• **SET EXERCISE**
Only the lines between the line with "Write a component" and the line with "9, 10, 11];", together with those two lines themselves, are to be copied exactly.

• **RECORDS TO PROCESS**
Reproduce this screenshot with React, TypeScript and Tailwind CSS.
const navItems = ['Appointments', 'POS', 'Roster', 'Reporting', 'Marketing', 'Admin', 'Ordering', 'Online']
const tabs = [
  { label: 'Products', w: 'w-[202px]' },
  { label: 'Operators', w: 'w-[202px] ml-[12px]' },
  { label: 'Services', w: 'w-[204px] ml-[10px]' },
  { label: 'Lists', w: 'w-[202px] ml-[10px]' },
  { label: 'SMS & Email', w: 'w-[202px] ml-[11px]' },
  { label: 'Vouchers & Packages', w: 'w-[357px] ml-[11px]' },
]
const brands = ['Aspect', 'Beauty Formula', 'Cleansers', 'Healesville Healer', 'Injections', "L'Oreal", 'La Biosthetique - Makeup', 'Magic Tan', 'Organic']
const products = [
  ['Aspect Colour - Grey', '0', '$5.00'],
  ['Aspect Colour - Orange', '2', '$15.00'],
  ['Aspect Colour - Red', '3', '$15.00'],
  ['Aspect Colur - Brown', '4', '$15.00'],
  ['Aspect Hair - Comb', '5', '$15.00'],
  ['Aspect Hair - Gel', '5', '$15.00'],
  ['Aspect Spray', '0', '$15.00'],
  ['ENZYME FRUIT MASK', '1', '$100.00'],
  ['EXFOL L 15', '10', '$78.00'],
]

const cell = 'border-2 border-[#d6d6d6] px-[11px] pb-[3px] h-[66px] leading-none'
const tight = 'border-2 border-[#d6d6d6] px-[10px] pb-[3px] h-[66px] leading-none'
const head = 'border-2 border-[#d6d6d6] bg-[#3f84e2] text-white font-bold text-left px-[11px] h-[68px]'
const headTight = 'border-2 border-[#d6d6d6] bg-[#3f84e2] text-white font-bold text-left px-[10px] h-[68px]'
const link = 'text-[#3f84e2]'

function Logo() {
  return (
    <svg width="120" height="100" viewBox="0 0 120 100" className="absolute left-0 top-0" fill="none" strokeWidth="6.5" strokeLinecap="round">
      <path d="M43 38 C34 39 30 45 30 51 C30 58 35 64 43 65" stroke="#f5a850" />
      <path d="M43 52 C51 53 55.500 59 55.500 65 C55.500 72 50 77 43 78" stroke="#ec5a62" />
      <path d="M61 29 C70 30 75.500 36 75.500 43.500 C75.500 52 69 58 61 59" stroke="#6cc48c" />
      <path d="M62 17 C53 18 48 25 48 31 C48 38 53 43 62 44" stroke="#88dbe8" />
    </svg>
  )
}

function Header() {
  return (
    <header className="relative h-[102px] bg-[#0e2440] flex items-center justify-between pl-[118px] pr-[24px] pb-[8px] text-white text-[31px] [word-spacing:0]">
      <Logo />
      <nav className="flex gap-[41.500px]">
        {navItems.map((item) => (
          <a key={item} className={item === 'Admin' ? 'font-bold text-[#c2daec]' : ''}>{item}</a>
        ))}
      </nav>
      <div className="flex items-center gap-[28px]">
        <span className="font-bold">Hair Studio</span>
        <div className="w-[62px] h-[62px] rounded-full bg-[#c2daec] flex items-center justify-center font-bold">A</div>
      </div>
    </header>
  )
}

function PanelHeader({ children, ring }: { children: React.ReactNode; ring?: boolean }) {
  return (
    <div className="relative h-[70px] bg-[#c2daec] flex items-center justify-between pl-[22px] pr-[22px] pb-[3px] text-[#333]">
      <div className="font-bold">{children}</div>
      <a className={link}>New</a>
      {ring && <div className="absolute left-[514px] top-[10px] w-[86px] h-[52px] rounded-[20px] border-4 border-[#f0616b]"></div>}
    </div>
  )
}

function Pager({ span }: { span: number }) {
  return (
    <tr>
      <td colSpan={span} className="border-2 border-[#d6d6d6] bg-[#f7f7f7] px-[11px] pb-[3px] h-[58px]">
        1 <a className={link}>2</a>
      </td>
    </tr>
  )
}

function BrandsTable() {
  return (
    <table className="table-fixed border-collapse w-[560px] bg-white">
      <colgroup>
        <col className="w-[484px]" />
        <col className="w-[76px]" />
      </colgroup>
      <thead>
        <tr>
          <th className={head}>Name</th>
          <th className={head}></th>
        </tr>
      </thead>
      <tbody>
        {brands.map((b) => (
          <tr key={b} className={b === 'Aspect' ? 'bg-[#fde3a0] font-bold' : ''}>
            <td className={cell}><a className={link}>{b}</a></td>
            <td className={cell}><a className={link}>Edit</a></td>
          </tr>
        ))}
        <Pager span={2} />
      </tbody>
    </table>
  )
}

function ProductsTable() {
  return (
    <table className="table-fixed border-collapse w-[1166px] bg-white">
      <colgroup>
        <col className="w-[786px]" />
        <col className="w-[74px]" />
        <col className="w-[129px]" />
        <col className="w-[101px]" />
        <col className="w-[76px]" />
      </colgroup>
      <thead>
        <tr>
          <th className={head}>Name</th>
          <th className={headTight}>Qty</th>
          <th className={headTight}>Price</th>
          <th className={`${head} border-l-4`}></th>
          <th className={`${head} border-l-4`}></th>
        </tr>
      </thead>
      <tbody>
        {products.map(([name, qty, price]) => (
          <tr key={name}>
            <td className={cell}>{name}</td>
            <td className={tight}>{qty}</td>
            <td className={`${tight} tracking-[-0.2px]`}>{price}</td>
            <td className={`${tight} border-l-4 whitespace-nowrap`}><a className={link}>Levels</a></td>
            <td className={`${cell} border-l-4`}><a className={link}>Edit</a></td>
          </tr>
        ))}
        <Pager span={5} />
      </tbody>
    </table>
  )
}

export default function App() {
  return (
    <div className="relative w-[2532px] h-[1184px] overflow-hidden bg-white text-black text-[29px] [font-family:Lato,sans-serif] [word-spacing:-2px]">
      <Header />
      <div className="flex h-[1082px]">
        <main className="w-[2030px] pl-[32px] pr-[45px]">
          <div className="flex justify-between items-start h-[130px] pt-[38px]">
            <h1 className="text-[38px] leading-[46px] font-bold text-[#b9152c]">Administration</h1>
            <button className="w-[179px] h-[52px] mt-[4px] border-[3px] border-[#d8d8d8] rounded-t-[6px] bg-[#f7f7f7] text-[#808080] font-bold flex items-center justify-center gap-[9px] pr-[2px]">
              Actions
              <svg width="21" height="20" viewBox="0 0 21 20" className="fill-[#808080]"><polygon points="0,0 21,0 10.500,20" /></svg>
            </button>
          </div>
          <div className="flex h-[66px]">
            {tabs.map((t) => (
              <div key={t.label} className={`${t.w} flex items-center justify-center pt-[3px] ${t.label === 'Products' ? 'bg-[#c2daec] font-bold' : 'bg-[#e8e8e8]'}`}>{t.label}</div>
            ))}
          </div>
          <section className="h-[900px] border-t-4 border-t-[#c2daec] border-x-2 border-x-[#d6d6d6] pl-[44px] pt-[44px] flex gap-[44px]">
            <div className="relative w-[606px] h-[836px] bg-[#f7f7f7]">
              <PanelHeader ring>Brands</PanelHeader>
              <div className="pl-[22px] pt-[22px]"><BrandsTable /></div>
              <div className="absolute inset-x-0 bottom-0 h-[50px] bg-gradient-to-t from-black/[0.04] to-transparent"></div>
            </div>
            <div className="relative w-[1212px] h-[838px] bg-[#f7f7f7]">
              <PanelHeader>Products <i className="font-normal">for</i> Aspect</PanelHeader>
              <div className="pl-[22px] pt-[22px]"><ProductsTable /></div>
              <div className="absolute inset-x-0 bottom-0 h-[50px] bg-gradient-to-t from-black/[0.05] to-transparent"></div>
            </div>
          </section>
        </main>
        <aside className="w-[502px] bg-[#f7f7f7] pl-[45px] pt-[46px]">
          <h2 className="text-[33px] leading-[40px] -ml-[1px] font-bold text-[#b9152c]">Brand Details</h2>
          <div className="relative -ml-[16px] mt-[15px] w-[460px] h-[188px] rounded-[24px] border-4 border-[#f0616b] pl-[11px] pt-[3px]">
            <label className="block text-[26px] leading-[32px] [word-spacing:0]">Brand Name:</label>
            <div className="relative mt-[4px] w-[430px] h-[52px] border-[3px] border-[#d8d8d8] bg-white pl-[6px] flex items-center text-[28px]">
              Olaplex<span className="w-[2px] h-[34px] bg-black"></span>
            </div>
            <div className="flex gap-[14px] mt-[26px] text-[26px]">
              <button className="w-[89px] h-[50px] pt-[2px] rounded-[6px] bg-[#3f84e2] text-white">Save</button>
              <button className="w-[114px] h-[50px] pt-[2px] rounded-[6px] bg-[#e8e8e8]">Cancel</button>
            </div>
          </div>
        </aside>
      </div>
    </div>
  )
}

...

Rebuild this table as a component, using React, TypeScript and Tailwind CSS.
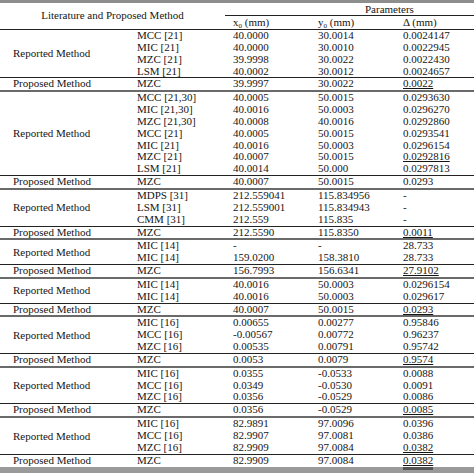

--

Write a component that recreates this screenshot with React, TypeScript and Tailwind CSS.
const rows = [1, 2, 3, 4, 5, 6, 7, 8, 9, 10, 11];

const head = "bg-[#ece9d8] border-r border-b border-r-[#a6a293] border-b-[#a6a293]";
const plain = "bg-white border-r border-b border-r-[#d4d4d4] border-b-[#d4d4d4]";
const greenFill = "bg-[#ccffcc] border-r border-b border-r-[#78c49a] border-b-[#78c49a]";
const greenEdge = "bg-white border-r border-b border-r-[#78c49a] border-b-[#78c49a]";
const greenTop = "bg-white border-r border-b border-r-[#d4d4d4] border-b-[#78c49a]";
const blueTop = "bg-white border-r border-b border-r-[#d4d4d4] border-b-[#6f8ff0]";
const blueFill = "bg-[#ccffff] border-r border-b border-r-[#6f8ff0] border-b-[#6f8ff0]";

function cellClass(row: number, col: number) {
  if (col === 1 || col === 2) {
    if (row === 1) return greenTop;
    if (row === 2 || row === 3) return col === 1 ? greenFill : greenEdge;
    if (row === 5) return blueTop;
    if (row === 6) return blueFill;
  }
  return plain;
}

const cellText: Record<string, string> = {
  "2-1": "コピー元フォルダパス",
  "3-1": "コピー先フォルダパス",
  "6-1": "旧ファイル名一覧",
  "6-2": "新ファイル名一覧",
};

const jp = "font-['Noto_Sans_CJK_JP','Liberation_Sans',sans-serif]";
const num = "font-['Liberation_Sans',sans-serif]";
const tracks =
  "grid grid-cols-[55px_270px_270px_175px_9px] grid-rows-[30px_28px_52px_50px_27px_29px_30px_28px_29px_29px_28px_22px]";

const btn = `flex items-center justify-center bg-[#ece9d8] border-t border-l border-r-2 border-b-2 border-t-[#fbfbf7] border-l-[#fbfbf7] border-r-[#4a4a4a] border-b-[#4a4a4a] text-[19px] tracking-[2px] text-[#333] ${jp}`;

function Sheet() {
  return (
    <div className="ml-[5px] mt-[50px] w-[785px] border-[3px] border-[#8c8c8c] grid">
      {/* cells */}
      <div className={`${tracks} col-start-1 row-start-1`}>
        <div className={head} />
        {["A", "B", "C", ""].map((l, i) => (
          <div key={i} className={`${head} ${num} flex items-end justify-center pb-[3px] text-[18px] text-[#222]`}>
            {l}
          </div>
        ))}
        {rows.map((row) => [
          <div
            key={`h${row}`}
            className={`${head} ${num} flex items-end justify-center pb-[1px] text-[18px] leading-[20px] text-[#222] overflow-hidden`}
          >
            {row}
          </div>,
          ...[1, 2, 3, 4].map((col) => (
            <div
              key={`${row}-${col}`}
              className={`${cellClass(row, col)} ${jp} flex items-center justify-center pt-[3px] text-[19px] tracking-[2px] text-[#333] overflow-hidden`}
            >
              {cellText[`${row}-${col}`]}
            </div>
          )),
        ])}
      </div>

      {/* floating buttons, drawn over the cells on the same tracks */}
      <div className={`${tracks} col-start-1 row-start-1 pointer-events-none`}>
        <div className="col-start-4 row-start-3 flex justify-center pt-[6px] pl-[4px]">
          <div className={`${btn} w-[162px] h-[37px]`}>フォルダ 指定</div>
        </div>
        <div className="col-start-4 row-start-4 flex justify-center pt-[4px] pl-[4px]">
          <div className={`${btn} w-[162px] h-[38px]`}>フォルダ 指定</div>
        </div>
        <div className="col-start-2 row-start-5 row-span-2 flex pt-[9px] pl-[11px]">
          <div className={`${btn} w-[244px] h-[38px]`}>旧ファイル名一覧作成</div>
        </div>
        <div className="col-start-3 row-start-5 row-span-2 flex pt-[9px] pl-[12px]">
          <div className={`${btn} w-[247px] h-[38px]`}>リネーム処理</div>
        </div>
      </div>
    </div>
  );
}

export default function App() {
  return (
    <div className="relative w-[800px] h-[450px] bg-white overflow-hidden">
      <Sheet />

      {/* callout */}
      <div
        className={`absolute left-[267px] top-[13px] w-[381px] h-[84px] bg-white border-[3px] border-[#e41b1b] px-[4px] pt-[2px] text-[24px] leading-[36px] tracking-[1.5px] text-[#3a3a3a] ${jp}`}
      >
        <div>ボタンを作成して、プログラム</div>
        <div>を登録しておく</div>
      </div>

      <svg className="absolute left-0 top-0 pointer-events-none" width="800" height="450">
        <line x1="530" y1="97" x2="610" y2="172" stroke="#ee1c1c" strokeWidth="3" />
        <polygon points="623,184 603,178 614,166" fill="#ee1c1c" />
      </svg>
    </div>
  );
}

• **ANSWER FOR THIS EXERCISE**
Write a component that recreates this screenshot with React, TypeScript and Tailwind CSS.
const rows = [1, 2, 3, 4, 5, 6, 7, 8, 9, 10, 11];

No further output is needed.